I have attached the patches for all of the files that I changed; there are 24 in total: 4 base files * 2 precisions * 3 modes (sequential, parallel MPI, parallel BLACS).
VERY IMPORTANT: You most likely already were going to do this but just to be sure: make sure that this patch is only applied when using Accelerate! This is because only Accelerate has the weird ABI issue that requires this rather strange form of patch in order to work the quirk, so if the path it is applied when using, say, atlas, then it will actually break things rather than fixing them.
comment:7 Changed 12 years ago by mamoll (Mark Moll)
I committed a change in the Portfile that applies your patches in r96280. Please give it a try. One of the patches, patch-SRC-cneupd.f.diff, was 0 bytes. Is that correct?

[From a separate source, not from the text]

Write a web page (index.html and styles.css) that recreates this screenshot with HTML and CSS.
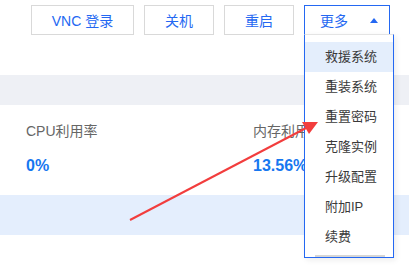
FILE: index.html
```html
<!DOCTYPE html>
<html>

<head>
  <meta charset="utf-8">
  <link rel="stylesheet" href="styles.css">
</head>

<body>
  <div id="toolbar">
    <button class="btn btnVnc">VNC 登录</button>
    <button class="btn">关机</button>
    <button class="btn">重启</button>
    <div id="moreWrap">
      <button class="btn btnMore">更多<span class="caret"></span></button>
      <ul id="moreMenu">
        <li class="active">救援系统</li>
        <li>重装系统</li>
        <li>重置密码</li>
        <li>克隆实例</li>
        <li>升级配置</li>
        <li>附加IP</li>
        <li>续费</li>
      </ul>
    </div>
  </div>
  <div class="band"></div>
  <div id="metrics">
    <div class="metric">
      <div class="label">CPU利用率</div>
      <div class="value">0%</div>
    </div>
    <div class="metric">
      <div class="label">内存利用率</div>
      <div class="value">13.56%</div>
    </div>
  </div>
  <div class="band blue"></div>
  <svg id="arrow" width="409" height="266" viewBox="0 0 409 266">
    <line x1="130" y1="220" x2="308" y2="127" stroke="#f23d3d" stroke-width="2" />
    <polygon points="318,122 302,122 309,134" fill="#f23d3d" />
  </svg>
</body>

</html>
```

FILE: styles.css
```css
html,
body {
  margin: 0;
  padding: 0;
  width: 409px;
  height: 266px;
  overflow: hidden;
  background: #fff;
  font-family: "Liberation Sans", "Noto Sans CJK SC", sans-serif;
}

body {
  position: relative;
}

#toolbar {
  height: 75px;
  display: flex;
  justify-content: flex-end;
  align-items: flex-start;
  gap: 10px;
  padding: 5px 19px 0 0;
  box-sizing: border-box;
}

.btn {
  height: 30px;
  width: 70px;
  border: 1px solid #d9d9d9;
  background: #fff;
  color: #2468f2;
  font: inherit;
  font-size: 14px;
  padding: 0;
  box-sizing: border-box;
}

.btnVnc {
  width: 103px;
}

#moreWrap {
  position: relative;
}

.btnMore {
  width: 86px;
  border-color: #2468f2;
  display: flex;
  align-items: center;
  padding-left: 15px;
}

.caret {
  width: 0;
  height: 0;
  border-left: 4px solid transparent;
  border-right: 4px solid transparent;
  border-bottom: 5px solid #2468f2;
  margin-left: 22px;
}

#moreMenu {
  position: absolute;
  left: 0;
  top: 29px;
  width: 90px;
  height: 224px;
  margin: 0;
  padding: 7px 0 0;
  list-style: none;
  background: #fff;
  border: 1px solid #2468f2;
  border-top: 1px solid #e4e4e4;
  box-sizing: border-box;
  box-shadow: 2px 2px 6px rgba(0, 0, 0, 0.08);
  z-index: 2;
}

#moreMenu::after {
  content: "";
  position: absolute;
  left: 10px;
  right: 8px;
  bottom: 0;
  height: 2px;
  background: #d6d6d6;
}

#moreMenu li {
  height: 30px;
  line-height: 30px;
  padding-left: 20px;
  font-size: 13px;
  color: #3a3a3a;
}

#moreMenu li.active {
  background: #e4eefc;
}

.band {
  height: 30px;
  background: #eef0f5;
}

.band.blue {
  height: 40px;
  background: #e4eefd;
}

#metrics {
  height: 90px;
  display: flex;
  padding-left: 26px;
  box-sizing: border-box;
}

.metric {
  flex: 1;
  min-width: 0;
  padding-top: 17px;
}

.metric:first-child {
  flex: 0 0 227px;
}

.label {
  font-size: 14px;
  color: #666;
  line-height: 18px;
  white-space: nowrap;
}

.value {
  margin-top: 15px;
  font-size: 16px;
  font-weight: bold;
  color: #1677f0;
  line-height: 22px;
}

#arrow {
  position: absolute;
  left: 0;
  top: 0;
  z-index: 3;
}
```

Changed 12 years ago by gcrosswhite@…
Attachment: | patch-SRC-cneupd.f.diff added |
---|
Corrected patch for the file SRC/cneupd.f
comment:8 Changed 12 years ago by gcrosswhite@…

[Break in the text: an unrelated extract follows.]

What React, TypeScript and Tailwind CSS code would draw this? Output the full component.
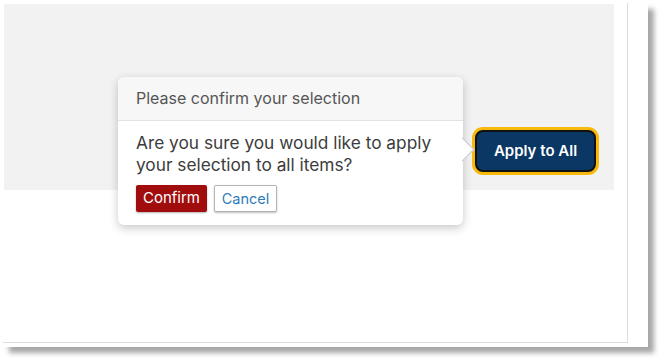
export default function App() {
  return (
    <div className="h-[359px] w-[661px] bg-white p-[3px] font-['Inter',sans-serif]">
      <div className="h-[344px] w-[645px] bg-white shadow-[6px_6px_5px_rgba(0,0,0,0.35)]">
        <div className="h-[340px] w-[625px] border-r border-b border-[#dcdcdc] pt-px pl-px">
          <div className="relative h-[186px] w-[610px] bg-[#f2f2f2]">
            <div className="flex justify-end pt-[123px] pr-[15px]">
              <div className="rounded-[11px] bg-[#f6b90c] p-[3px]">
                <button className="flex h-[42px] w-[121px] items-center justify-center rounded-[8px] border-2 border-[#111] bg-[#0b3764] text-[15px] font-semibold text-white">
                  Apply to All
                </button>
              </div>
            </div>

            <div className="absolute top-[73px] left-[114px] w-[345px] rounded-[6px] bg-white shadow-[0_3px_10px_rgba(0,0,0,0.22)]">
              <div className="flex h-[44px] items-center rounded-t-[6px] border-b border-[#e3e3e3] bg-[#f7f7f7] pb-[2px] pl-[18px] text-[16px] text-[#555]">
                Please confirm your selection
              </div>
              <div className="px-[18px] pt-[11px] pb-[13px]">
                <p className="text-[17.3px] leading-[22px] text-[#3c3c3c]">
                  Are you sure you would like to apply your selection to all items?
                </p>
                <div className="mt-[9px] flex gap-[7px]">
                  <button className="h-[27px] w-[71px] rounded-[2px] bg-[#a10d0d] text-[15px] text-white shadow-[0_1px_2px_rgba(0,0,0,0.3)]">
                    Confirm
                  </button>
                  <button className="h-[27px] w-[63px] rounded-[2px] border border-[#b5b5b5] bg-white text-[14.5px] text-[#2f7bb8] shadow-[0_1px_2px_rgba(0,0,0,0.25)]">
                    Cancel
                  </button>
                </div>
              </div>
              <div className="absolute top-[64px] right-[-8px] h-[17px] w-[17px] rotate-45 border-t border-r border-[#c4c4c4] bg-white" />
            </div>
          </div>
        </div>
      </div>
    </div>
  );
}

Ugh, indeed you caught that one of my patches got screwed up somehow; the corrected version has been attached above. As cneupd.f is not used by my own program, I will try out the new port now.
comment:10 Changed 12 years ago by mamoll (Mark Moll)
Resolution: | → fixed |
---|---|
Status: | new → closed |
Thanks for your patches. The last patch was added in r96338. Closing this issue.
In the future, please fill in the Port field and Cc the port maintainer(s).